Final Judgment and Award
The court affirmed the trial court's judgment awarding the appellees a total of $2,240, which consisted of $560 from each of the four insurance companies. This amount was consistent with the trial court's findings and calculations based on the extent of damage to the unmatured cotton. The court found that the appellees had sufficiently established their claim for damages, and the insurance companies were liable under the terms of the policies. Despite the appellants’ arguments regarding the calculation of damages and the policy provisions, the court determined that the trial court's conclusions were well-founded and justified. The court also acknowledged that the appellees' claims for additional damages and attorney's fees were not applicable in this case, as relevant statutes pertained specifically to fire insurance claims. Overall, the court concluded that the trial court had properly assessed the situation and rendered a just decision in favor of the appellees.

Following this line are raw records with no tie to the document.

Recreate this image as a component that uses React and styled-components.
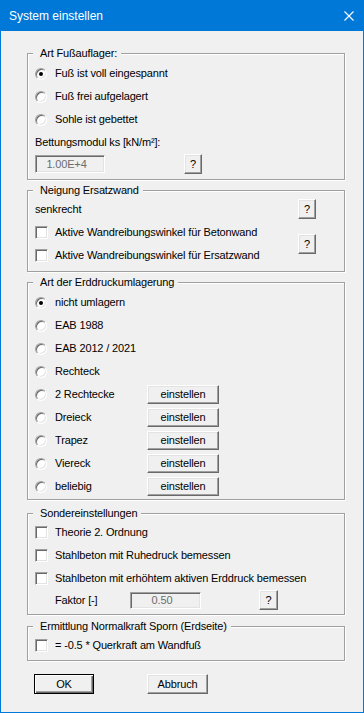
import React from 'react';
import styled, { createGlobalStyle } from 'styled-components';

const GlobalStyle = createGlobalStyle`
  html, body {
    margin: 0;
    padding: 0;
    background: #ffffff;
  }
`;

const Window = styled.div`
  width: 364px;
  height: 713px;
  box-sizing: border-box;
  border: 1px solid #0078d7;
  background: #f0f0f0;
  display: flex;
  flex-direction: column;
  font: 11px/13px "Liberation Sans", Arial, sans-serif;
  letter-spacing: -0.15px;
  color: #000;
`;

const TitleBar = styled.div`
  flex: none;
  height: 30px;
  background: #0078d7;
  color: #fff;
  display: flex;
  align-items: center;
  justify-content: space-between;
  padding: 0 9px 0 8px;
  font-size: 12px;
  letter-spacing: 0;
`;

const Body = styled.div`
  padding: 15px 0 0 26px;
  display: flex;
  flex-direction: column;
`;

const Group = styled.fieldset`
  width: 318px;
  box-sizing: border-box;
  min-width: 0;
  margin: ${p => p.$mt ?? 3}px 0 0;
  padding: ${p => p.$pt}px 0 ${p => p.$pb}px 7px;
  border: 1px solid #a0a0a0;
  box-shadow: 1px 1px 0 #fff, inset 1px 1px 0 #fff;
`;

const Legend = styled.legend`
  margin-left: -2px;
  padding: 0 4px 0 7px;
  line-height: 14px;
  background: #f0f0f0;
`;

const Row = styled.div`
  display: flex;
  align-items: center;
  height: ${p => p.$h ?? 23}px;
`;

const Slot = styled.span`
  flex: none;
  width: 20px;
  display: flex;
  align-items: center;
`;

const Radio = styled.span`
  width: 12px;
  height: 12px;
  box-sizing: border-box;
  border-radius: 50%;
  background: #fff;
  border: 1px solid;
  border-color: #a0a0a0 #fff #fff #a0a0a0;
  box-shadow: inset 1px 1px 0 #696969, inset -1px -1px 0 #e3e3e3;
  position: relative;

  &::after {
    content: '';
    display: ${p => (p.$checked ? 'block' : 'none')};
    position: absolute;
    left: 3px;
    top: 3px;
    width: 4px;
    height: 4px;
    border-radius: 50%;
    background: #000;
  }
`;

const Check = styled.span`
  width: 13px;
  height: 13px;
  box-sizing: border-box;
  background: #fff;
  border: 1px solid;
  border-color: #a0a0a0 #fff #fff #a0a0a0;
  box-shadow: inset 1px 1px 0 #696969, inset -1px -1px 0 #e3e3e3;
`;

const Label = styled.span`
  flex: none;
  width: ${p => (p.$w ? `${p.$w}px` : 'auto')};
  white-space: nowrap;
`;

const Btn = styled.button`
  flex: none;
  width: ${p => p.$w}px;
  height: ${p => p.$h ?? 19}px;
  margin-left: ${p => p.$ml ?? 0}px;
  box-sizing: border-box;
  padding: 0;
  font: inherit;
  letter-spacing: inherit;
  color: #000;
  background: #f0f0f0;
  border: 1px solid;
  border-color: ${p => (p.$default ? '#000' : '#fff #696969 #696969 #fff')};
  box-shadow: ${p =>
    p.$default
      ? 'inset 1px 1px 0 #fff, inset -1px -1px 0 #696969, inset -2px -2px 0 #a0a0a0'
      : 'inset -1px -1px 0 #a0a0a0, inset 1px 1px 0 #e3e3e3'};
`;

const Field = styled.div`
  flex: none;
  width: ${p => p.$w}px;
  height: ${p => p.$h ?? 18}px;
  margin-left: ${p => p.$ml ?? 0}px;
  box-sizing: border-box;
  border: 1px solid;
  border-color: #a0a0a0 #fff #fff #a0a0a0;
  box-shadow: inset 1px 1px 0 #696969, inset -1px -1px 0 #e3e3e3;
  background: #f0f0f0;
  color: #6d6d6d;
  display: flex;
  align-items: center;
  justify-content: center;
  padding-right: 7px;
`;

const SlopeGrid = styled.div`
  display: grid;
  grid-template-columns: 1fr 18px;
  grid-template-rows: 24px 23px 23px;
  padding-right: 28px;
  align-items: center;
`;

const HelpCell = styled.div`
  grid-column: 2;
  grid-row: ${p => p.$row};
  display: flex;
  align-items: center;
`;

const Footer = styled.div`
  display: flex;
  margin: 13px 0 0 7px;
  gap: 53px;
`;

const CloseIcon = () => (
  <svg width="10" height="10" viewBox="0 0 10 10">
    <path d="M0.5 0.5 L9.5 9.5 M9.5 0.5 L0.5 9.5" stroke="#fff" strokeWidth="1.1" fill="none" />
  </svg>
);

const RadioRow = ({ checked, children, button }) => (
  <Row>
    <Slot><Radio $checked={checked} /></Slot>
    <Label $w={button ? 92 : 0}>{children}</Label>
    {button && <Btn $w={72}>einstellen</Btn>}
  </Row>
);

const CheckRow = ({ children }) => (
  <Row>
    <Slot><Check /></Slot>
    <Label>{children}</Label>
  </Row>
);

const redistribution = [
  ['nicht umlagern', true, false],
  ['EAB 1988', false, false],
  ['EAB 2012 / 2021', false, false],
  ['Rechteck', false, false],
  ['2 Rechtecke', false, true],
  ['Dreieck', false, true],
  ['Trapez', false, true],
  ['Viereck', false, true],
  ['beliebig', false, true],
];

export default function App() {
  return (
    <>
      <GlobalStyle />
      <Window>
        <TitleBar>
          <span>System einstellen</span>
          <CloseIcon />
        </TitleBar>
        <Body>
          <Group $mt={0} $pt={2} $pb={5}>
            <Legend>Art Fußauflager:</Legend>
            <RadioRow checked>Fuß ist voll eingespannt</RadioRow>
            <RadioRow>Fuß frei aufgelagert</RadioRow>
            <RadioRow>Sohle ist gebettet</RadioRow>
            <Row>Bettungsmodul ks [kN/m²]:</Row>
            <Row $h={20}>
              <Field $w={70}>1.00E+4</Field>
              <Btn $w={18} $h={20} $ml={79}>?</Btn>
            </Row>
          </Group>

          <Group $pt={0} $pb={4}>
            <Legend>Neigung Ersatzwand</Legend>
            <SlopeGrid>
              <Row $h={24}>senkrecht</Row>
              <HelpCell $row={1}><Btn $w={18} $h={20}>?</Btn></HelpCell>
              <CheckRow>Aktive Wandreibungswinkel für Betonwand</CheckRow>
              <CheckRow>Aktive Wandreibungswinkel für Ersatzwand</CheckRow>
              <HelpCell $row="2 / 4"><Btn $w={18} $h={20}>?</Btn></HelpCell>
            </SlopeGrid>
          </Group>

          <Group $pt={2} $pb={1}>
            <Legend>Art der Erddruckumlagerung</Legend>
            {redistribution.map(([text, checked, button]) => (
              <RadioRow key={text} checked={checked} button={button}>{text}</RadioRow>
            ))}
          </Group>

          <Group $mt={6} $pt={1} $pb={4}>
            <Legend>Sondereinstellungen</Legend>
            <CheckRow>Theorie 2. Ordnung</CheckRow>
            <CheckRow>Stahlbeton mit Ruhedruck bemessen</CheckRow>
            <CheckRow>Stahlbeton mit erhöhtem aktiven Erddruck bemessen</CheckRow>
            <Row $h={20}>
              <Slot />
              <Label $w={75}>Faktor [-]</Label>
              <Field $w={71} $h={17}>0.50</Field>
              <Btn $w={19} $h={20} $ml={58}>?</Btn>
            </Row>
          </Group>

          <Group $mt={4} $pt={1} $pb={3}>
            <Legend>Ermittlung Normalkraft Sporn (Erdseite)</Legend>
            <CheckRow>= -0.5 * Querkraft am Wandfuß</CheckRow>
          </Group>

          <Footer>
            <Btn $default $w={60} $h={20}>OK</Btn>
            <Btn $w={61} $h={20}>Abbruch</Btn>
          </Footer>
        </Body>
      </Window>
    </>
  );
}
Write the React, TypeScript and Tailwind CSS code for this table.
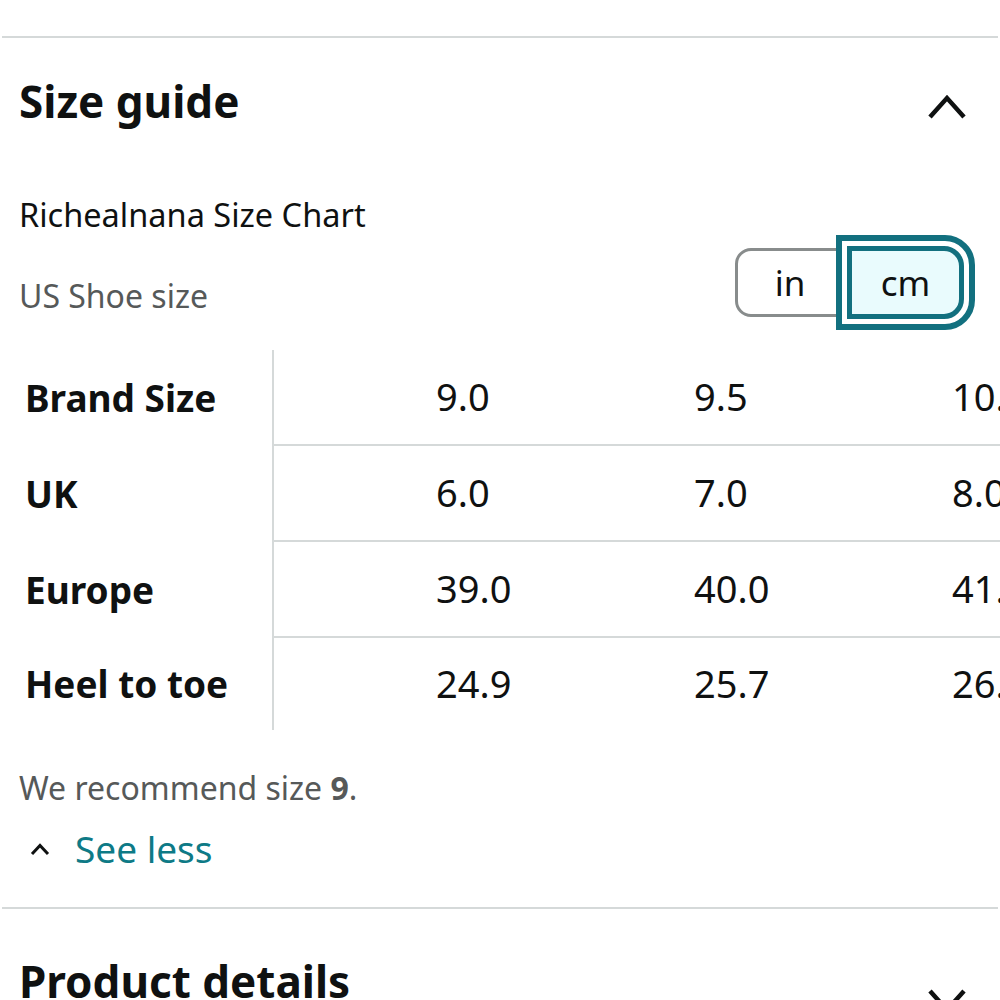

Handling of Additional Assignments of Error
In considering the insurance companies' additional assignments of error, the court addressed their objections regarding the admission of certain testimony during the trial. The court cited precedent, stating that when a case is tried without a jury, any potentially improper evidence received by the court is presumed not to have influenced the judge’s decision. The court maintained that if the competent evidence presented was sufficient to support the trial court's judgment, any errors in admitting other evidence would not warrant a reversal. This principle reinforced the idea that the trial court's findings were based on the evidence that was appropriately considered. Overall, the court concluded that the additional assignments of error raised by the appellants were either resolved within the earlier discussions or lacked merit, affirming the soundness of the trial court's judgment.